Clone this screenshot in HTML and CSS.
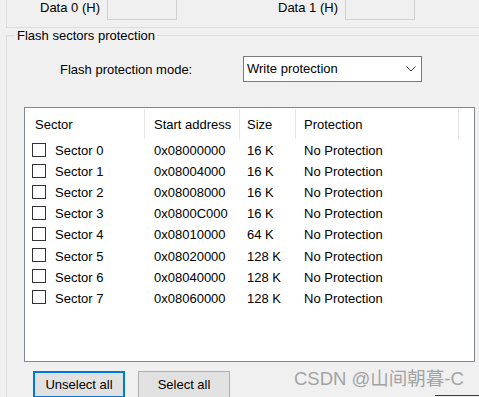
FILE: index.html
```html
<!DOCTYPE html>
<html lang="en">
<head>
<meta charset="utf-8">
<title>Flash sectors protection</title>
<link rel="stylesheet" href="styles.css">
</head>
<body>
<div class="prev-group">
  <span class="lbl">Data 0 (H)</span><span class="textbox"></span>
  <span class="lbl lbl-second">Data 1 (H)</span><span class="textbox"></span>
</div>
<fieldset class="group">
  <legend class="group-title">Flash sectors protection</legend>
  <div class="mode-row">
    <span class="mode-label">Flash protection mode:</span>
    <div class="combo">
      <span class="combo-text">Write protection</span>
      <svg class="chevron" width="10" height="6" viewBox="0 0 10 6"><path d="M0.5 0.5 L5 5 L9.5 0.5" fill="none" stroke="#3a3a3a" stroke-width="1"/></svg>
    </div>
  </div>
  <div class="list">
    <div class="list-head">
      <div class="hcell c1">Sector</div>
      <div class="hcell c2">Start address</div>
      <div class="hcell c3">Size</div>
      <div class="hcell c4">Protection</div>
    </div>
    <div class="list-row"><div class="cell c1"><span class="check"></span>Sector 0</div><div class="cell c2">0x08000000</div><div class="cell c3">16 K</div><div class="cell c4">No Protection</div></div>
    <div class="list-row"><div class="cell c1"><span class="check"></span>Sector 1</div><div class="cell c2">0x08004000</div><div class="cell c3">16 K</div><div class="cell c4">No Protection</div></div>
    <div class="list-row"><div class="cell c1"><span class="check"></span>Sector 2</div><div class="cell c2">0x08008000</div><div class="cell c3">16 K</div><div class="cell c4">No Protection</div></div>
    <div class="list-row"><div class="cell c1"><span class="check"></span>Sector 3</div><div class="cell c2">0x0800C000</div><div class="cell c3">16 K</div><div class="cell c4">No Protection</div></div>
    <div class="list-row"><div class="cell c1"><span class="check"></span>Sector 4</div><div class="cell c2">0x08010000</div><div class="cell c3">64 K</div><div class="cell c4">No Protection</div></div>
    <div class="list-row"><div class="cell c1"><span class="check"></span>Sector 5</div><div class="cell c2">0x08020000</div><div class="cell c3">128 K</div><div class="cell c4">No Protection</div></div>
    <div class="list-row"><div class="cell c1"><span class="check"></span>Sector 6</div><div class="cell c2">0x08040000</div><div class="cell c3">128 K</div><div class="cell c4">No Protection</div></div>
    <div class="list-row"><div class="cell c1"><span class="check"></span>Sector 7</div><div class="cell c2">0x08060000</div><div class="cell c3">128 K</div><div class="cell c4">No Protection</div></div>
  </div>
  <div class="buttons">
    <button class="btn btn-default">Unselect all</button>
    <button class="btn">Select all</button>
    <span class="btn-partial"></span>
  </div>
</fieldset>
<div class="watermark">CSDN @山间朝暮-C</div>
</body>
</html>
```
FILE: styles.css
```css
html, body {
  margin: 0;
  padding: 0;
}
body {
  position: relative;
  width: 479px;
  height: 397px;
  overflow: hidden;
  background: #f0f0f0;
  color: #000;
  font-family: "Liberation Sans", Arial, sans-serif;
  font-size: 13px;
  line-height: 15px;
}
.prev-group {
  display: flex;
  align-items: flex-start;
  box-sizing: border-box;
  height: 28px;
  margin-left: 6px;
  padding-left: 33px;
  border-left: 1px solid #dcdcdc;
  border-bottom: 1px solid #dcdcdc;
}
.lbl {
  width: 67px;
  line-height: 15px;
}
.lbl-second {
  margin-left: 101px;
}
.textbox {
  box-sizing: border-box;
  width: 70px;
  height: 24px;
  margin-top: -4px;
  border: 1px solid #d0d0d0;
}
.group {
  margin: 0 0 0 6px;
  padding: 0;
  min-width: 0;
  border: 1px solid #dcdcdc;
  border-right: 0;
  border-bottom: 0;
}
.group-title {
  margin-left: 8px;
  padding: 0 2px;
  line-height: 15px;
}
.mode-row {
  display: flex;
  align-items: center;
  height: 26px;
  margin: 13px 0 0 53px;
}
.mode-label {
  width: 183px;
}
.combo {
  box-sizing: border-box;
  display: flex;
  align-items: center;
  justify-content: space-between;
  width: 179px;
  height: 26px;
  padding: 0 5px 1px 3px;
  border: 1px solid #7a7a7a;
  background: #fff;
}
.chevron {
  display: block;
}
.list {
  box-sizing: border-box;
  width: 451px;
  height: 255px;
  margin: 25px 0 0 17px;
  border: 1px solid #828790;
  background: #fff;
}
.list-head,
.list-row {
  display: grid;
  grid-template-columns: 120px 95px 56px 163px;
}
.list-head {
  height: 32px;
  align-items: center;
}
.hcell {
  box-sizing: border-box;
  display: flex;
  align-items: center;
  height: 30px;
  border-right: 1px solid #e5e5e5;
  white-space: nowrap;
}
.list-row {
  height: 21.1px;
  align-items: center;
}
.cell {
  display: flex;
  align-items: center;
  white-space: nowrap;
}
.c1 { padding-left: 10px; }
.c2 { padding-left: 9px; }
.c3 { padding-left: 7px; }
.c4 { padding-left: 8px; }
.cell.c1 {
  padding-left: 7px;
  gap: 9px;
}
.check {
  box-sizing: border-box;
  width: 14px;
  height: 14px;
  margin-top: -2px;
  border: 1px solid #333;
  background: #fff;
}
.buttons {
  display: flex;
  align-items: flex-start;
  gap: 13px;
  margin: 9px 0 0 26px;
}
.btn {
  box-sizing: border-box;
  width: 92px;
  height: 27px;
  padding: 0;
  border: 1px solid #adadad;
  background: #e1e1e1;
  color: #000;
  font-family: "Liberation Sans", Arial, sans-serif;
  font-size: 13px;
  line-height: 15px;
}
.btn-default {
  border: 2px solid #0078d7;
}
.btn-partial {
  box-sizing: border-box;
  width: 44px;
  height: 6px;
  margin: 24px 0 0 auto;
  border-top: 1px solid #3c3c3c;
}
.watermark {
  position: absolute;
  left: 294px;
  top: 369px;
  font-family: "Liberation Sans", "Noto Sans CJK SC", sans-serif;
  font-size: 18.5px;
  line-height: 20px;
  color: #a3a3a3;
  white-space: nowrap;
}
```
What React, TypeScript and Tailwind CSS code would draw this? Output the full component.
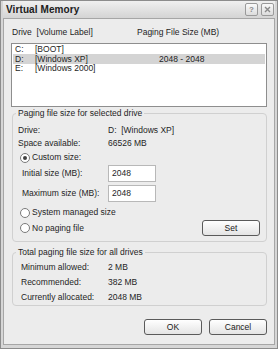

::::

YOUR OBJECTIVE: Pick out the lines containing the string "this" and show them.

EXERCISE RESULT:
Clone this screenshot in HTML and CSS.
What React, TypeScript and Tailwind CSS code would draw this? Output the full component.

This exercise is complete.